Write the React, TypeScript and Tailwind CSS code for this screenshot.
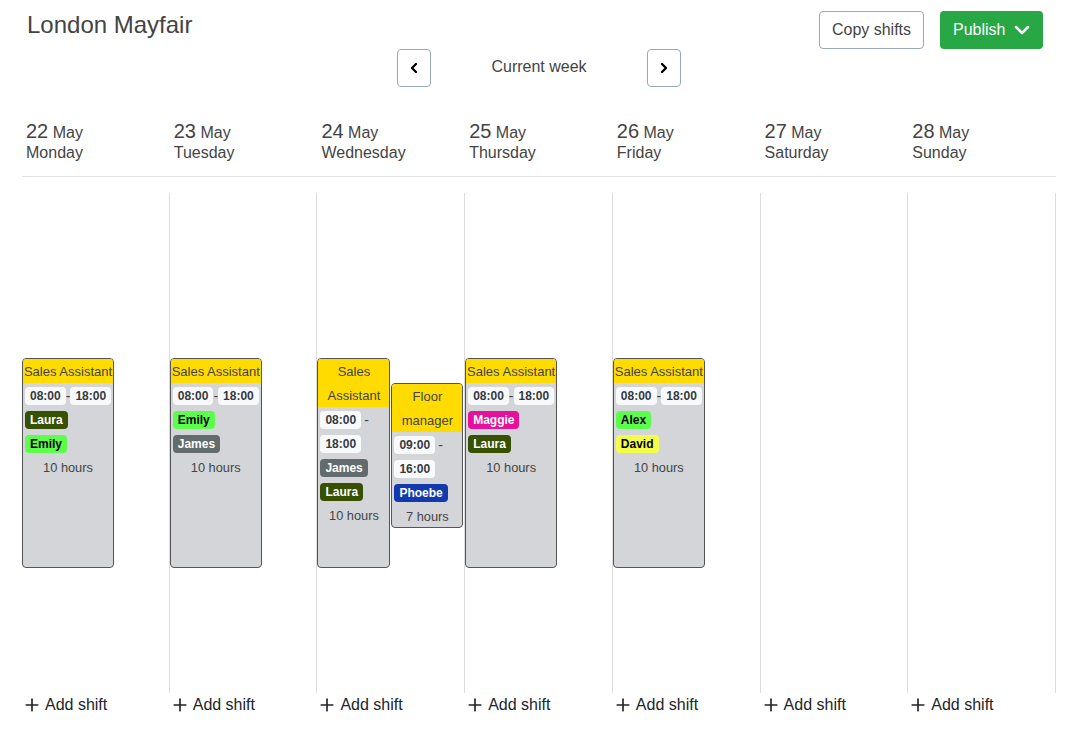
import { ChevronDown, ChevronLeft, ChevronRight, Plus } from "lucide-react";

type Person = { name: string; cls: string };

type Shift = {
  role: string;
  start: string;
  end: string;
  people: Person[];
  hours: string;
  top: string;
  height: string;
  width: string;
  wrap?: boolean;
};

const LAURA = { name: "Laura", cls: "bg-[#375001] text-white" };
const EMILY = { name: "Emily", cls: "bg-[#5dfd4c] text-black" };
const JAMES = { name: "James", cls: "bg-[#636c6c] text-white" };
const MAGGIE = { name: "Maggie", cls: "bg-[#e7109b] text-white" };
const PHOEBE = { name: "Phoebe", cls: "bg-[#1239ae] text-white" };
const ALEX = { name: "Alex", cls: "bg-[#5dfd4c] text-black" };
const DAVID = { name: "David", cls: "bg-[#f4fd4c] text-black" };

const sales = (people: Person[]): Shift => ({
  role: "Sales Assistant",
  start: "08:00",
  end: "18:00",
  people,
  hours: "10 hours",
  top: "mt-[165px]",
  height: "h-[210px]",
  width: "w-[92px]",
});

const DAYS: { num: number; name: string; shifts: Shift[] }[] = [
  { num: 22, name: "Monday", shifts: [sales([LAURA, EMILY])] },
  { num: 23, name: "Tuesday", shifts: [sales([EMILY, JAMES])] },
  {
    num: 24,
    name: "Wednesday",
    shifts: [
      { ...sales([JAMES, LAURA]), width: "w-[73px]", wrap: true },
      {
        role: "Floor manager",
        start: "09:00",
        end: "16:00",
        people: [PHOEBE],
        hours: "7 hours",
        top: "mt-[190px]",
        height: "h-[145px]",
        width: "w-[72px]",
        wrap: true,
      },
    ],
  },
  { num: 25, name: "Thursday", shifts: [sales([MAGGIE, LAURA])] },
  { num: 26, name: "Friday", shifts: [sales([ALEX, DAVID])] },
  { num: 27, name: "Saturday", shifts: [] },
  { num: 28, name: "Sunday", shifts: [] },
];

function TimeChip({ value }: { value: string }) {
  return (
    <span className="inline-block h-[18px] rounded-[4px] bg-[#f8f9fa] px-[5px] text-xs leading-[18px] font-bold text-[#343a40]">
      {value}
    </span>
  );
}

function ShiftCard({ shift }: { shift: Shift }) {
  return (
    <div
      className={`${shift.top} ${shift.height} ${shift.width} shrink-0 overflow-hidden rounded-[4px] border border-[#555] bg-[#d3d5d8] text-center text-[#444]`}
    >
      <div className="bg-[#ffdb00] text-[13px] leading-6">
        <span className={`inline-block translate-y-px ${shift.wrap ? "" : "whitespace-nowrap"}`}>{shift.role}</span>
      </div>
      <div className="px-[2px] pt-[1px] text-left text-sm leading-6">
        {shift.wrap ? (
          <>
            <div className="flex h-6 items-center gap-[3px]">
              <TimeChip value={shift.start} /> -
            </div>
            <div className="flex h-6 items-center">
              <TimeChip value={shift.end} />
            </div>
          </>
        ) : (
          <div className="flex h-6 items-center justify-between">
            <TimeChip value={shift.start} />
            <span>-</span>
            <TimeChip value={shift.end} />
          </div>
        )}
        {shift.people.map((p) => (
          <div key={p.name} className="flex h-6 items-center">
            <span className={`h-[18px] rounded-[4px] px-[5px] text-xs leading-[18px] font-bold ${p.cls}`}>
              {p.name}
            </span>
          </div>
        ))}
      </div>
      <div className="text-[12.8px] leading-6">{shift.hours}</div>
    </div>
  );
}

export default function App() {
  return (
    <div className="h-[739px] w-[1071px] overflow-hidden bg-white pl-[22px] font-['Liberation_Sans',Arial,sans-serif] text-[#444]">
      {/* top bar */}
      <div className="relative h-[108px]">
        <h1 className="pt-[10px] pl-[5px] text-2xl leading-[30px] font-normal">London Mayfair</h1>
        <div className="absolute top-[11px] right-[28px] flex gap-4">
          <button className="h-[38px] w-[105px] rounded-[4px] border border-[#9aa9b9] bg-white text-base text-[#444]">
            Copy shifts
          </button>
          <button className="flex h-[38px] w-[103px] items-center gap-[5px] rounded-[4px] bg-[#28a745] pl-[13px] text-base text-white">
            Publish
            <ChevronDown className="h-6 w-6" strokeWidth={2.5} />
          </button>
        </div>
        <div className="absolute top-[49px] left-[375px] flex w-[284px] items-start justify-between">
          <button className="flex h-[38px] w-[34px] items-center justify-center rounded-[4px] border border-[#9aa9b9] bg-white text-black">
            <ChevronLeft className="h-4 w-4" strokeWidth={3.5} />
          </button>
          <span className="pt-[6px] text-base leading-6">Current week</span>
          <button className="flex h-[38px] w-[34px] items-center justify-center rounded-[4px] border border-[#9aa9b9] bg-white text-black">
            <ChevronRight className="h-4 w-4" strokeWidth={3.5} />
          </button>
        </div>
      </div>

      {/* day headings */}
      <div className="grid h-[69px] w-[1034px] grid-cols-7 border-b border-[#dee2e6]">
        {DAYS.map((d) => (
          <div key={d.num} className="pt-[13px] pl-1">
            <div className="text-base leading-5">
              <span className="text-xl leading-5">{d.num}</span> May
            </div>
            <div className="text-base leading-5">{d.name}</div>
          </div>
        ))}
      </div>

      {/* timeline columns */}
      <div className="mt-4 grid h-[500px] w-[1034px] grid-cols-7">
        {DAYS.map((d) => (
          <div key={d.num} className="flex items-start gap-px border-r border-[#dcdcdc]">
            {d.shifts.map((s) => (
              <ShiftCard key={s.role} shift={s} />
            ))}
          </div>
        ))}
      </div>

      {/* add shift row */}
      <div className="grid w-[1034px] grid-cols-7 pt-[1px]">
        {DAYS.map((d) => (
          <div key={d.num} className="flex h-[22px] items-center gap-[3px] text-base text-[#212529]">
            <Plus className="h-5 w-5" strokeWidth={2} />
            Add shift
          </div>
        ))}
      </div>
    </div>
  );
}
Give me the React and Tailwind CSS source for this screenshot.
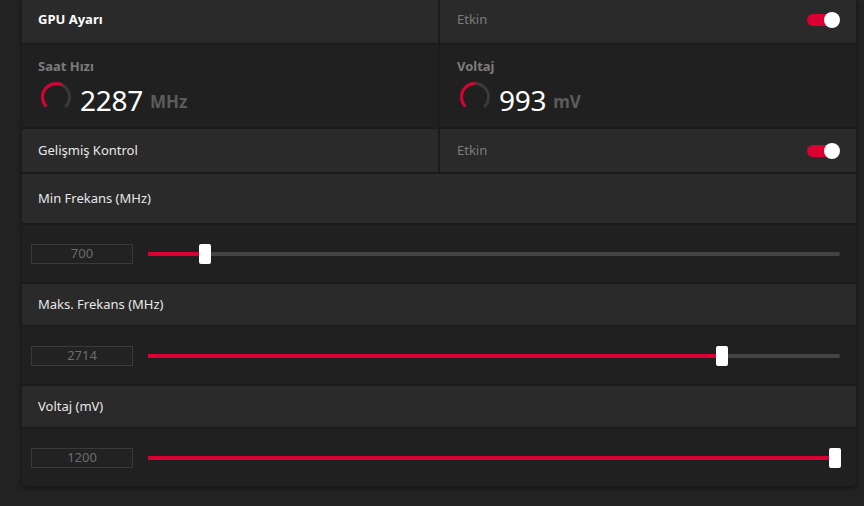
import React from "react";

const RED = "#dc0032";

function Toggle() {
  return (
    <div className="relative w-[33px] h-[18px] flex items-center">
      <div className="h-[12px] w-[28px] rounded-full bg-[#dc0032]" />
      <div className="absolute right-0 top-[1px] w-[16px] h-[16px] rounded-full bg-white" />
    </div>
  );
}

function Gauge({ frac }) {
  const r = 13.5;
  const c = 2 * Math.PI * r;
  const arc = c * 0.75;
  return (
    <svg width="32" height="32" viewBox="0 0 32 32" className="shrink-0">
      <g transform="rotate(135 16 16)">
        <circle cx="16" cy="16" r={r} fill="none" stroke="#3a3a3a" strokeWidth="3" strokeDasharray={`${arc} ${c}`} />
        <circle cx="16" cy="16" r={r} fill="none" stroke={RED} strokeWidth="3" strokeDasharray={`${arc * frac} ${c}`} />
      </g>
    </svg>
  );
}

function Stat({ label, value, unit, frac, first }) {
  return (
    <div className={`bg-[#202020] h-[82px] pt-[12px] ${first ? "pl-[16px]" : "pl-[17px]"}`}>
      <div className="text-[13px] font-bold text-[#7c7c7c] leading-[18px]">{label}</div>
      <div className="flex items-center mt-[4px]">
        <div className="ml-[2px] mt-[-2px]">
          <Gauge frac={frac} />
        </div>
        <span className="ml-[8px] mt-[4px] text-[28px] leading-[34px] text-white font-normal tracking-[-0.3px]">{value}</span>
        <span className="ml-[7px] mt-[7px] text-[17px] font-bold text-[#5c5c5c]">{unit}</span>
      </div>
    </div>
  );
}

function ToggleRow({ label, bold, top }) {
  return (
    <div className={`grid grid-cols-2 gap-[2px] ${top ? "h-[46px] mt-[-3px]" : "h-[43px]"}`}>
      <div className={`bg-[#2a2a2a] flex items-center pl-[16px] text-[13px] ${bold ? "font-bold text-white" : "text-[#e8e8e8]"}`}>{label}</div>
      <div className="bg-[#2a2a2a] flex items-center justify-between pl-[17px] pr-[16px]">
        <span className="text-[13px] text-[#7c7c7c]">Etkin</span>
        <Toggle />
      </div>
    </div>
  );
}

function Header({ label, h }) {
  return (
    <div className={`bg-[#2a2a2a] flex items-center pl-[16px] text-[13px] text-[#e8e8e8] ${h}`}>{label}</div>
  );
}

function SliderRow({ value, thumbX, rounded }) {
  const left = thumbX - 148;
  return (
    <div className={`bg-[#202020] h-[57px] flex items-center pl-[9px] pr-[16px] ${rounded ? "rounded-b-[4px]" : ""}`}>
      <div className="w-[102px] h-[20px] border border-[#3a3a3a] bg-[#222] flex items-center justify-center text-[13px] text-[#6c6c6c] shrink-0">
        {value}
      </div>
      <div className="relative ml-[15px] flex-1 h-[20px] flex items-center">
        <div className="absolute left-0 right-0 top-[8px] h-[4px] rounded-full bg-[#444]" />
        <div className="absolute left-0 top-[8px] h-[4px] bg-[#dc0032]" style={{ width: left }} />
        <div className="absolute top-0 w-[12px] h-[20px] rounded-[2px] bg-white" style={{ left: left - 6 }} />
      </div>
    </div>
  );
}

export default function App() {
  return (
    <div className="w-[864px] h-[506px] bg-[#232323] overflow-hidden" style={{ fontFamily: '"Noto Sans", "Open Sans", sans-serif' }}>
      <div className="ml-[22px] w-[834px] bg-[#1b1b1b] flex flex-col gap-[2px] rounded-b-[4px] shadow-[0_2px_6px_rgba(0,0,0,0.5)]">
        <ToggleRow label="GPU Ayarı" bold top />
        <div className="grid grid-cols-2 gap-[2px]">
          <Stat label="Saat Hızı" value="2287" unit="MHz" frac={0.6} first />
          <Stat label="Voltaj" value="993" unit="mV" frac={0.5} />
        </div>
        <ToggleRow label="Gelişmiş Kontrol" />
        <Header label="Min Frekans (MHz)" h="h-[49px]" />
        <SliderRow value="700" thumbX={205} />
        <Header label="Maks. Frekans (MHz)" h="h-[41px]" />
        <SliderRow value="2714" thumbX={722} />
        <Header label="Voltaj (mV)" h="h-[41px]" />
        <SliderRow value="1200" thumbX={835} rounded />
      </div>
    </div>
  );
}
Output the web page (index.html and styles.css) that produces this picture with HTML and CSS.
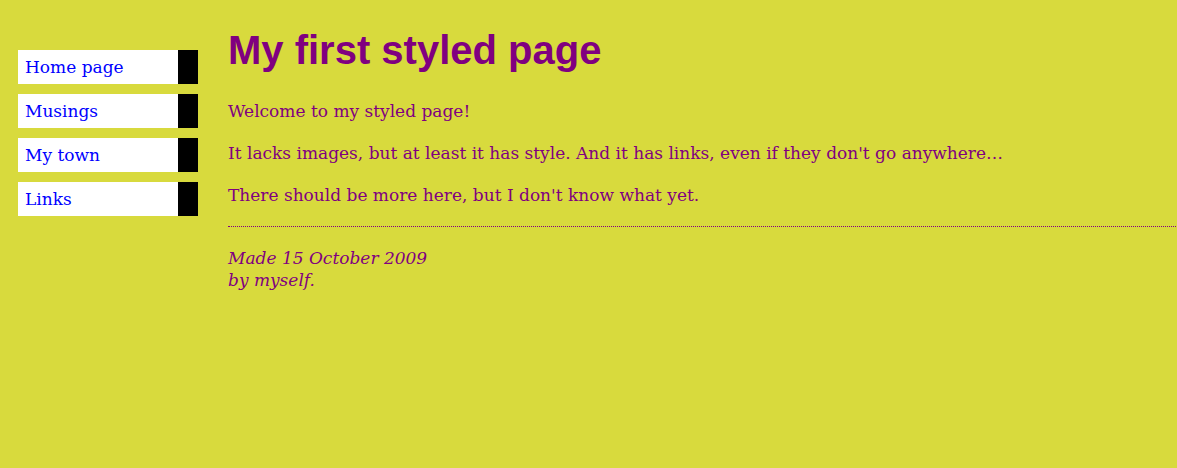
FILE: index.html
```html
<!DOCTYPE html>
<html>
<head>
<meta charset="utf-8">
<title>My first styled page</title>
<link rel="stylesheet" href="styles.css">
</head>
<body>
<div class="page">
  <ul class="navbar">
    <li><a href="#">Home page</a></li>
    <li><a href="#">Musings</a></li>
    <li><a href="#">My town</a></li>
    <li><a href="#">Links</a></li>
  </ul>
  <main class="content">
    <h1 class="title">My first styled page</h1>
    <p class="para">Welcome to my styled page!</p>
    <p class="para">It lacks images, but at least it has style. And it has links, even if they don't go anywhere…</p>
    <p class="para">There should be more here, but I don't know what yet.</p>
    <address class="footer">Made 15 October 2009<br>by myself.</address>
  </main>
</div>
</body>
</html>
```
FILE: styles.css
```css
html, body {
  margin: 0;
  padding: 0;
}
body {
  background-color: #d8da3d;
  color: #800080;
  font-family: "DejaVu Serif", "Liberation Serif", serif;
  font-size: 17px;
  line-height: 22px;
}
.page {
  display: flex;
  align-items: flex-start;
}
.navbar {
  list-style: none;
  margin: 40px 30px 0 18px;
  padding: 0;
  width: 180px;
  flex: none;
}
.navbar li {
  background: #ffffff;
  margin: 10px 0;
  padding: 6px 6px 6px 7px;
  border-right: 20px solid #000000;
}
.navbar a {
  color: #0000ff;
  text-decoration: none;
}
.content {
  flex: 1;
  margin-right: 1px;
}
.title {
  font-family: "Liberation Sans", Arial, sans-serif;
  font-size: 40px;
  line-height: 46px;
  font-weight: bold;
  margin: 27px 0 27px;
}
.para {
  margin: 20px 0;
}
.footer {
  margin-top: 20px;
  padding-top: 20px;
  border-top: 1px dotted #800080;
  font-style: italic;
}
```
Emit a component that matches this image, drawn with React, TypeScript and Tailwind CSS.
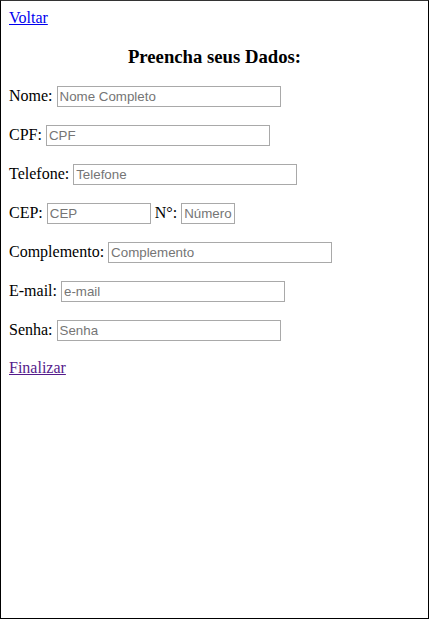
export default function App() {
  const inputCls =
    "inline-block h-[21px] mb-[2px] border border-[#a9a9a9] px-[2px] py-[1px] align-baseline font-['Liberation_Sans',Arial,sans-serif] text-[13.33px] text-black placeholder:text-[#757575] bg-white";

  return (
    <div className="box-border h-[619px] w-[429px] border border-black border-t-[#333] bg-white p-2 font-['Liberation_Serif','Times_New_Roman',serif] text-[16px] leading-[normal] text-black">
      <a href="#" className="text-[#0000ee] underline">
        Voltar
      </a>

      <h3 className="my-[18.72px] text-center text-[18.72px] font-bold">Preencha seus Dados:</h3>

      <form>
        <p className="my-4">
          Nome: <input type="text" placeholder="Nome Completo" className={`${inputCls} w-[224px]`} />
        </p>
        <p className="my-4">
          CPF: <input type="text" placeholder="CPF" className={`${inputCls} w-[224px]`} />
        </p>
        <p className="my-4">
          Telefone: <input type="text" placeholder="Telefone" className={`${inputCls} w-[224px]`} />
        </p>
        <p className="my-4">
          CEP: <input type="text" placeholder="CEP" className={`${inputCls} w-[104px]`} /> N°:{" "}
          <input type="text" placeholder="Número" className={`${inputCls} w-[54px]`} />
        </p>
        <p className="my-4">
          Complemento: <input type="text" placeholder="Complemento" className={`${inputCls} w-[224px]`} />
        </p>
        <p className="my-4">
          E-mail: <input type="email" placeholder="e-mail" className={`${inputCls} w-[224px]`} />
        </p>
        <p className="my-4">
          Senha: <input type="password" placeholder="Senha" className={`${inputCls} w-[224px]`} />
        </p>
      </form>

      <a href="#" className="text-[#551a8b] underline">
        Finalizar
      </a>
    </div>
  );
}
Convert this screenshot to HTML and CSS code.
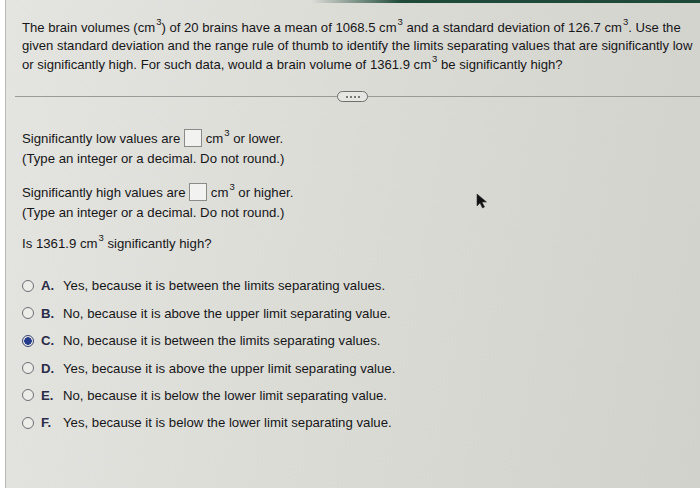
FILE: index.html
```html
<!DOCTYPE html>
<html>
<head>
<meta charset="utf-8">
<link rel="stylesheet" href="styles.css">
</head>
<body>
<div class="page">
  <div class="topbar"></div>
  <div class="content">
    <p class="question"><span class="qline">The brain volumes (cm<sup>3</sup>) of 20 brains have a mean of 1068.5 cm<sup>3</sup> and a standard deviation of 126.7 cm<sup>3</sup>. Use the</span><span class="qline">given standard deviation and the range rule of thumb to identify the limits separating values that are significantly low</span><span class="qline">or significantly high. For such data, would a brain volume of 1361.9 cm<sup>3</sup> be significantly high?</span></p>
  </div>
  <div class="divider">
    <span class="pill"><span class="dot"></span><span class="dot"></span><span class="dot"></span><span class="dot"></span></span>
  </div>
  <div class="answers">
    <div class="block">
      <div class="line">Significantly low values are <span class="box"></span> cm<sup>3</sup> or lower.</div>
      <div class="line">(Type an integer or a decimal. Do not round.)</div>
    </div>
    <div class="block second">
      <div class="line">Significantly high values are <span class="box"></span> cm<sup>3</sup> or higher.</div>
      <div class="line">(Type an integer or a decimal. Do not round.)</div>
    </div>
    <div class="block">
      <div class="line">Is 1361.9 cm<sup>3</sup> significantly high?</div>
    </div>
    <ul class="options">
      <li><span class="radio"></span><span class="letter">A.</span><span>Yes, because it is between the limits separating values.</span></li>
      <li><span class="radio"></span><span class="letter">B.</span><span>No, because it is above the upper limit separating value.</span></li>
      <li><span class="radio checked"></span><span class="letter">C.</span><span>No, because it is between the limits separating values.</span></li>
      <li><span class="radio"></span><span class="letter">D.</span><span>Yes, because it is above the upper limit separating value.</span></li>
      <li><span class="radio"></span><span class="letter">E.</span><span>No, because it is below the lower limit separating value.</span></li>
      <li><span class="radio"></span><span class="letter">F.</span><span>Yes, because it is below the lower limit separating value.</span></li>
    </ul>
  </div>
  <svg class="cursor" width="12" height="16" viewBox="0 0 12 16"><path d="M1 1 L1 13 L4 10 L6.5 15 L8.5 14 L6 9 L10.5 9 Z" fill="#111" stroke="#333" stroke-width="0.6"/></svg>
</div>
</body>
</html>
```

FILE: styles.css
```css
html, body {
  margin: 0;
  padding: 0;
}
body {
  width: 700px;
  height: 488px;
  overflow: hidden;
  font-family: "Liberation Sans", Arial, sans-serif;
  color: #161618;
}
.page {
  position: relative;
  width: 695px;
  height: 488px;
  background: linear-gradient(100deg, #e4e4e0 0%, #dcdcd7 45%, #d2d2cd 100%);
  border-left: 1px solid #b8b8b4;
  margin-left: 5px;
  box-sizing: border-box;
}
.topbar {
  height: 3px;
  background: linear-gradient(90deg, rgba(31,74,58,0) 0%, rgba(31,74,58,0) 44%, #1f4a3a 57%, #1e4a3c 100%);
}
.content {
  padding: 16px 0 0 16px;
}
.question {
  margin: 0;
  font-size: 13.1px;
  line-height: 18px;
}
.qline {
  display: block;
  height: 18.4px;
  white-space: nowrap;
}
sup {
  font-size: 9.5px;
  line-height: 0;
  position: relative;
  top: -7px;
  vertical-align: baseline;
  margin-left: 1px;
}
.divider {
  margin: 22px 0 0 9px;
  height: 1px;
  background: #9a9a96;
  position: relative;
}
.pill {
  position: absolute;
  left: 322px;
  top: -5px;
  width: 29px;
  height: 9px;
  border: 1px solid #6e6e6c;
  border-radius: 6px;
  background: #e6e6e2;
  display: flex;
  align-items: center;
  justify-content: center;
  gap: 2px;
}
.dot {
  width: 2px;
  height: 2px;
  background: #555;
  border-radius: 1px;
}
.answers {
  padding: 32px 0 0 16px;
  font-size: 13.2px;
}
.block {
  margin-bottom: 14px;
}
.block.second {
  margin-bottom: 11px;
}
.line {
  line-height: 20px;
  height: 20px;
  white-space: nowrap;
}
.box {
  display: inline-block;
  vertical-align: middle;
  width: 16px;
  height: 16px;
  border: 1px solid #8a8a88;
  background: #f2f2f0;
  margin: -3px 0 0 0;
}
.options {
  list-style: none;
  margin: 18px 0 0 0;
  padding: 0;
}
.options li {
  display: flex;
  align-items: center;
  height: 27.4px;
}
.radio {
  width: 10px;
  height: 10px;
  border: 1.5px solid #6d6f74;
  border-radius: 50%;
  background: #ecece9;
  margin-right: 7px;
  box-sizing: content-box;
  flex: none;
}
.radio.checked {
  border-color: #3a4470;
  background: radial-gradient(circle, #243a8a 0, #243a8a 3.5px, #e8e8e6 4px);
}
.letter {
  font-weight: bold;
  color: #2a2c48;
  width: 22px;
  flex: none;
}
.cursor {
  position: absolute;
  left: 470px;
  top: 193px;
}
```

──────

Problem to work on:
How many lines of these entries hold the string "this"? Answer with the number alone.

Answer for the task:
5